Data block:
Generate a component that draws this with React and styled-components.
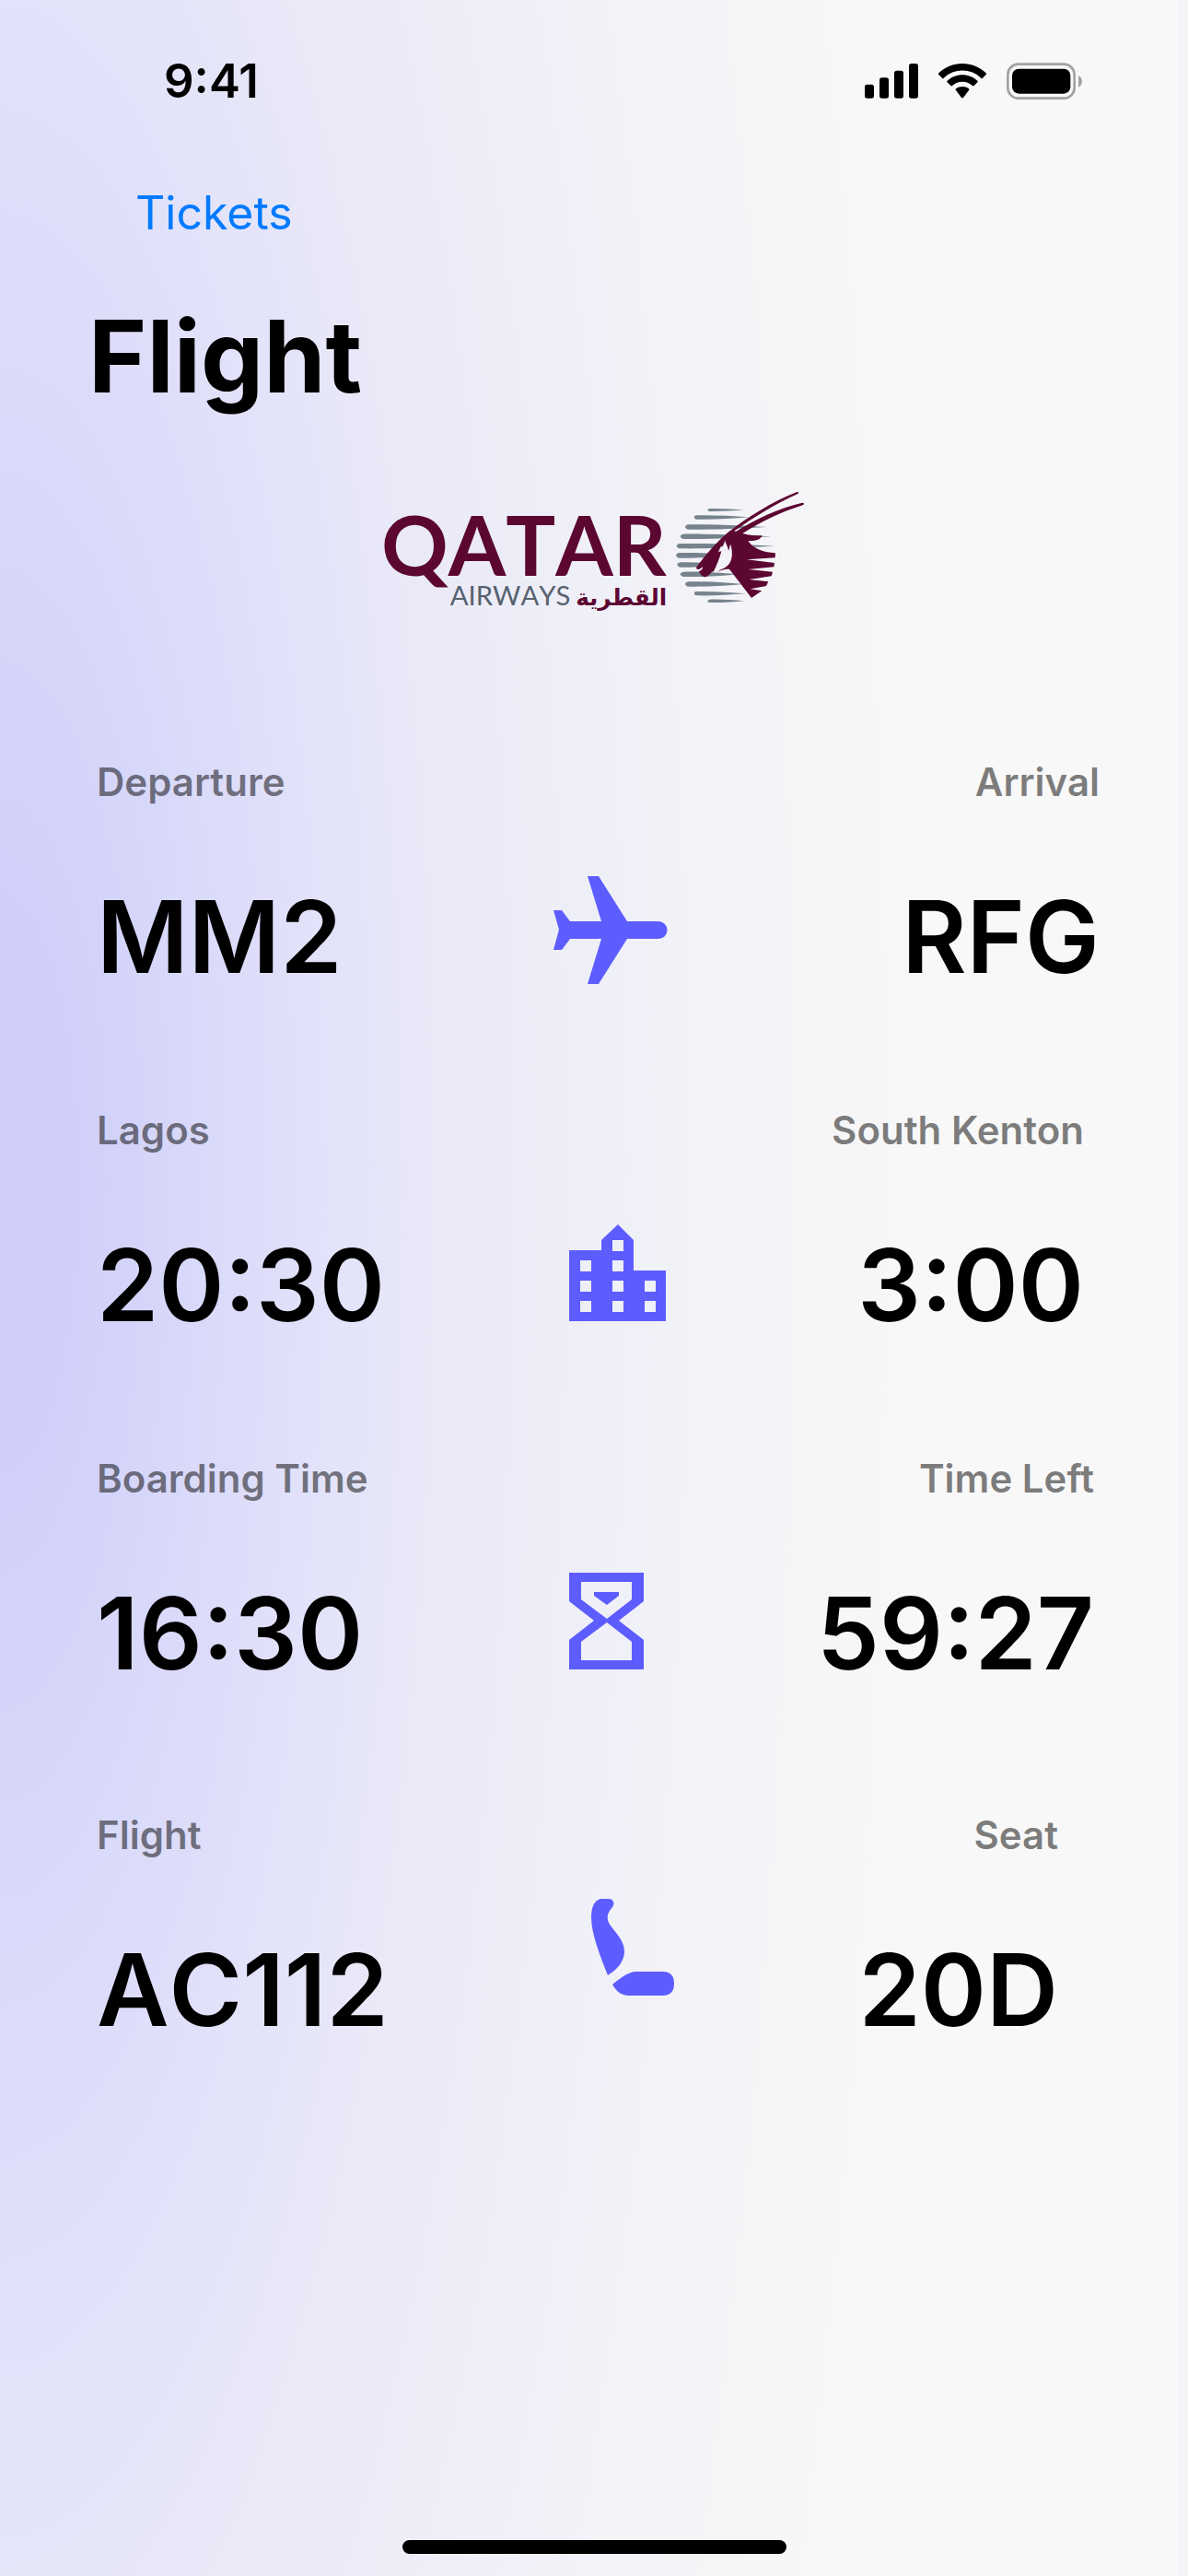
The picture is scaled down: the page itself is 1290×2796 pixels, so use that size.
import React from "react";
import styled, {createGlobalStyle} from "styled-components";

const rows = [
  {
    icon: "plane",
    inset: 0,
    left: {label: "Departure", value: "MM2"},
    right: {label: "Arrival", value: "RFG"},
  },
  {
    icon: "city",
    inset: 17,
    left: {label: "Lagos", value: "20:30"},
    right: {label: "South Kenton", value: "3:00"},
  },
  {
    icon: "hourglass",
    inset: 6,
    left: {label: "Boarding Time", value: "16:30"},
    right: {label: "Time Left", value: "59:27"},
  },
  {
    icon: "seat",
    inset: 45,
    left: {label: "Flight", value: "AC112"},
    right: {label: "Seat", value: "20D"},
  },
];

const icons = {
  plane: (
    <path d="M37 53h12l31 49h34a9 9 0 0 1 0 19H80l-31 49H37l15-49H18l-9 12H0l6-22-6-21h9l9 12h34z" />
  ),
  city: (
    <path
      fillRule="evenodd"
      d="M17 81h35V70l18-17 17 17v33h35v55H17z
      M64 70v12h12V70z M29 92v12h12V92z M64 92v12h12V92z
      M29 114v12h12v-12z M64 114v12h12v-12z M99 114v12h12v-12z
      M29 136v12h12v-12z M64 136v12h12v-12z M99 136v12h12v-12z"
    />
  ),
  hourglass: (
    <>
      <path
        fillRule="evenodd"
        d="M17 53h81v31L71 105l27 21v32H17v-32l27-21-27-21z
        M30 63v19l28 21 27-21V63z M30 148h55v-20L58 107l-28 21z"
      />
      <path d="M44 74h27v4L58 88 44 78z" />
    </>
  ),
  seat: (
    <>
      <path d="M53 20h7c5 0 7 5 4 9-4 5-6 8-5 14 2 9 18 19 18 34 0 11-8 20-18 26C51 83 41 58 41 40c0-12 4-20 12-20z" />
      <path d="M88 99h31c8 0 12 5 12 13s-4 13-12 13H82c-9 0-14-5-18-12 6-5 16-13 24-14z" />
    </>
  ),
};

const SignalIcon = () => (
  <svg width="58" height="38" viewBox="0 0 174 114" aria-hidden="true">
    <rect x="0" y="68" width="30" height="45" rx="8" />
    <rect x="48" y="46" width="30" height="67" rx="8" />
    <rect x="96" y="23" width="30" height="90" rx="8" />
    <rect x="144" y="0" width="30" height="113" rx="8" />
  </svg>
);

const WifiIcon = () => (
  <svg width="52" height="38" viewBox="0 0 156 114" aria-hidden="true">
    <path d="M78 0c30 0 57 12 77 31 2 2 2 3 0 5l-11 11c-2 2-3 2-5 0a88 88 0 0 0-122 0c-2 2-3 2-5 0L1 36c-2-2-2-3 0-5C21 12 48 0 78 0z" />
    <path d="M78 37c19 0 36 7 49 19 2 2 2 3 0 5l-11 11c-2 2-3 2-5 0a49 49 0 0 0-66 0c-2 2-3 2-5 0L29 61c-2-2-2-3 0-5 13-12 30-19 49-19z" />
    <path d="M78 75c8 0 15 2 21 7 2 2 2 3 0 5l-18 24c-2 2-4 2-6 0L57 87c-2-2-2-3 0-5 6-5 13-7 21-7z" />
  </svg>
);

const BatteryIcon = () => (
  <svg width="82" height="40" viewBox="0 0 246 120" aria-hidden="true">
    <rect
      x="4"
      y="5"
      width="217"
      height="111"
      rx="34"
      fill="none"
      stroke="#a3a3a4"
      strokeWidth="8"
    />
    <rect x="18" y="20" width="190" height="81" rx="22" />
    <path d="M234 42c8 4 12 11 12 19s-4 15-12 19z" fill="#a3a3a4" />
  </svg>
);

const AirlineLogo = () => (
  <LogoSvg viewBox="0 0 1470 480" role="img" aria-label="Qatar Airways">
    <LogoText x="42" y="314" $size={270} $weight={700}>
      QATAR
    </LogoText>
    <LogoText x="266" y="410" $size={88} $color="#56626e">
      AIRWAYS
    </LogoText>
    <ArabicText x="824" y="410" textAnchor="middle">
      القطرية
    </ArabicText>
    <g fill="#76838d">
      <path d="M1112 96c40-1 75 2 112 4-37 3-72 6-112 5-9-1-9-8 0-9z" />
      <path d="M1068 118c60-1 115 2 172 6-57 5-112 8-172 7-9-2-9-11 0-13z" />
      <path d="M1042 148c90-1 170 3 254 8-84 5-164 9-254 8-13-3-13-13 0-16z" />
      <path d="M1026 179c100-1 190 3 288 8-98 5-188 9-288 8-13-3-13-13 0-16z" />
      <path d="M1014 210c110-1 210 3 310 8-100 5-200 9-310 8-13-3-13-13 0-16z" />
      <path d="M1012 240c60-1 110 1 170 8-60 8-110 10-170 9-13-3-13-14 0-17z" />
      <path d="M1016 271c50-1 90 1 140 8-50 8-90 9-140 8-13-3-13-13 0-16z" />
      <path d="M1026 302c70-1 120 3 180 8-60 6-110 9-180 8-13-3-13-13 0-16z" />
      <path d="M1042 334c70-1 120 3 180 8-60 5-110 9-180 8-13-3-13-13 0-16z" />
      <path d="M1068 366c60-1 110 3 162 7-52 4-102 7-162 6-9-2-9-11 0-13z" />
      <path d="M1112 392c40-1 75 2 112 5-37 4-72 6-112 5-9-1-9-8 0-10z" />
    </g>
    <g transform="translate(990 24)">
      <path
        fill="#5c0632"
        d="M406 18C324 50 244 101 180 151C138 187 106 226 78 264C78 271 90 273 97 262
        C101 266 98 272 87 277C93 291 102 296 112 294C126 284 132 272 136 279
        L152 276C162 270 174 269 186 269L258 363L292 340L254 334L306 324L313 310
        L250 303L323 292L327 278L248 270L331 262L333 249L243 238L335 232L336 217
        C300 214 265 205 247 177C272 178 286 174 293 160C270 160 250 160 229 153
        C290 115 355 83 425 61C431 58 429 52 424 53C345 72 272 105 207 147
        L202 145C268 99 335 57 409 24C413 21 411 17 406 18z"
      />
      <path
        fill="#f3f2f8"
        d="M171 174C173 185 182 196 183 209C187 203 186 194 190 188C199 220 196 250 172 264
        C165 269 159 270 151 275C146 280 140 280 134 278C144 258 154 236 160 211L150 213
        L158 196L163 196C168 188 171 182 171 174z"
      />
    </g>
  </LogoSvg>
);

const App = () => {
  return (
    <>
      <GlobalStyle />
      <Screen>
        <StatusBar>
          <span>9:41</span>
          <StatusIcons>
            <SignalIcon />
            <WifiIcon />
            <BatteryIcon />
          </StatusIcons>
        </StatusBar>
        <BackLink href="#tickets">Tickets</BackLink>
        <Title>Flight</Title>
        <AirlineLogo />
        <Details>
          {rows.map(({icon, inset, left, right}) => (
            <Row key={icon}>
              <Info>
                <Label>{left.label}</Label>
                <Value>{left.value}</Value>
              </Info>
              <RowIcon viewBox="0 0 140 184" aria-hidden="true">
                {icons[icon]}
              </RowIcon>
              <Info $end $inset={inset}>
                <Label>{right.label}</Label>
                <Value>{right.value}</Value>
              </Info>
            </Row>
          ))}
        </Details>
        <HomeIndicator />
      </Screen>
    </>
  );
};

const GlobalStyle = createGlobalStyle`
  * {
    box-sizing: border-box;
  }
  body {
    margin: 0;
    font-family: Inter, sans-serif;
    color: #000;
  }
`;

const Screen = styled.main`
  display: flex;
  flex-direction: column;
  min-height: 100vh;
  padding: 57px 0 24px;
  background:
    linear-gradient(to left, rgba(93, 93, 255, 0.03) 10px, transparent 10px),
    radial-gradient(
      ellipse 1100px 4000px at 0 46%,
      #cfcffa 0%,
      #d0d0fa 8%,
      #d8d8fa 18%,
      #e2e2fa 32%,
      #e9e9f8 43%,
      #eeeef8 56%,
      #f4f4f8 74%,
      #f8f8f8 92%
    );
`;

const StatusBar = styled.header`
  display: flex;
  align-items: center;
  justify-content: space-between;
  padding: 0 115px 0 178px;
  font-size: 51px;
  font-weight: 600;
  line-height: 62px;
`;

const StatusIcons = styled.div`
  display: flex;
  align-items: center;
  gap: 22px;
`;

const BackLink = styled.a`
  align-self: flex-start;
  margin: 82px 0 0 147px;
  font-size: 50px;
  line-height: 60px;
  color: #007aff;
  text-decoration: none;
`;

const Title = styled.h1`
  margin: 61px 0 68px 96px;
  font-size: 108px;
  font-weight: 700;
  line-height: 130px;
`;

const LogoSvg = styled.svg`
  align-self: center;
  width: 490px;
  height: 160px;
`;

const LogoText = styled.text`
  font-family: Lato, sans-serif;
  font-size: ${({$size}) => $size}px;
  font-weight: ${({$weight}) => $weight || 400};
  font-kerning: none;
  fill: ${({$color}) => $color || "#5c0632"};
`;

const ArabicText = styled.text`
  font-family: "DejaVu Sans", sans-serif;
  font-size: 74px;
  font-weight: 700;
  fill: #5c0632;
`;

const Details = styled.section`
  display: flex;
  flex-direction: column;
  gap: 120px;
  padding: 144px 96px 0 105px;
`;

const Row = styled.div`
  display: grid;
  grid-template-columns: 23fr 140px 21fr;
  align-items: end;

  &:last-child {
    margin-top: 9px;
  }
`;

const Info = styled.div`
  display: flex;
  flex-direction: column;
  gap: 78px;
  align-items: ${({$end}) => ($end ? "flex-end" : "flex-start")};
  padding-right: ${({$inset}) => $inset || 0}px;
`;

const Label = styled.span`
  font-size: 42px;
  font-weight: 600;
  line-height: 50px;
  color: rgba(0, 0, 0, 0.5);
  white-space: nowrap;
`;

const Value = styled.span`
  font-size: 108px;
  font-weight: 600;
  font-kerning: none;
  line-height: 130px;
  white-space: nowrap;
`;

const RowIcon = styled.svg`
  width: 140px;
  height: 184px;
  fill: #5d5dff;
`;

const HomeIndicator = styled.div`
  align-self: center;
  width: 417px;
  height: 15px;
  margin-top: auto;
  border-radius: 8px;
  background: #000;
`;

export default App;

Prompt: From the data above, copy each line that holds "components".

Exercise response:
Generate a component that draws this with React and styled-components.
import styled, {createGlobalStyle} from "styled-components";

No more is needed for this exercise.